Compliance and Record-Keeping Tips
Keep meticulous records of all income and expenditures, including digital copies of receipts. The IRS may require evidence of travel mileage if you deduct trips to inspect the property. Use a separate bank account for rental property transactions to simplify bookkeeping. Register for annual property tax notices, and set reminders for deadlines to avoid penalties. The Florida Department of Revenue provides e-file options for certain taxes; review their official instructions for forms such as DR-401 and DR-405. When preparing federal returns, attach Schedule E for supplemental income and loss, ensuring that depreciation schedules align with prior-year filings.
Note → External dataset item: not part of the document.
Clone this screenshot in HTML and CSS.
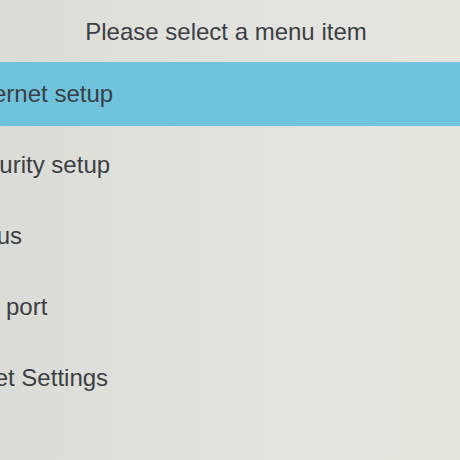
FILE: index.html
```html
<!DOCTYPE html>
<html lang="en">
<head>
    <meta charset="UTF-8">
    <meta name="viewport" content="width=device-width, initial-scale=1.0">
    <title>Admin settings</title>
    <link rel="stylesheet" href="styles.css">
</head>
<body>
    <div class="screen">
        <h1 class="menu-title">Please select a menu item</h1>

        <ul class="menu-list">
            <li class="menu-item selected ethernet">Ethernet setup</li>
            <li class="menu-item security">Security setup</li>
            <li class="menu-item status">Status</li>
            <li class="menu-item aux">Aux port</li>
            <li class="menu-item reset">Reset Settings</li>
        </ul>
    </div>
</body>
</html>
```

FILE: styles.css
```css
body {
    margin: 0;
    padding: 0;
    font-family: "Liberation Sans", Arial, sans-serif;
    color: #3b3e46;
    background: linear-gradient(90deg, #dcdcd6 0%, #e3e3de 50%, #e6e4dd 100%);
    width: 460px;
    height: 460px;
    overflow: hidden;
}

.screen {
    width: 460px;
    height: 460px;
    overflow: hidden;
}

.menu-title {
    margin: 0;
    padding: 17px 8px 0 0;
    height: 62px;
    box-sizing: border-box;
    text-align: center;
    font-size: 24px;
    font-weight: 400;
    line-height: 30px;
}

/* the screen photo is cropped on the left, so the list starts off-screen */
.menu-list {
    list-style: none;
    margin: 0 0 0 -41px;
    padding: 0;
}

.menu-item {
    height: 64px;
    line-height: 64px;
    margin-bottom: 7px;
    font-size: 24px;
    white-space: nowrap;
}

.menu-item.selected {
    background: #70c3dd;
}

.menu-item.ethernet { text-indent: -2px; }
.menu-item.security { text-indent: -1px; }
.menu-item.status { text-indent: -5px; }
.menu-item.aux { text-indent: -1px; }
.menu-item.reset { text-indent: -7px; }
```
Remember that 1031 exchanges can defer capital gains taxes when you sell one property and reinvest in another. Florida investors frequently use this strategy to upgrade portfolios while preserving capital. However, 1031 exchanges require strict adherence to identification and closing timelines. Work with exchange intermediaries to confirm compliance.
Important Resources
For official guidance, consult the following authoritative resources:
- IRS Publication 527: Residential Rental Property
- Florida Department of Revenue
- U.S. Census Bureau Housing Vacancies and Homeownership
These resources provide technical details, official forms, and statistical context to help you make data-driven decisions. Combining authoritative information with the Florida property income tax calculator allows you to plan acquisition strategies, estimate quarterly tax payments, and present defensible figures to lenders or partners. Whether you manage a single duplex in Gainesville or a portfolio of vacation homes on the Gulf Coast, disciplined modeling will keep your investments aligned with your financial goals.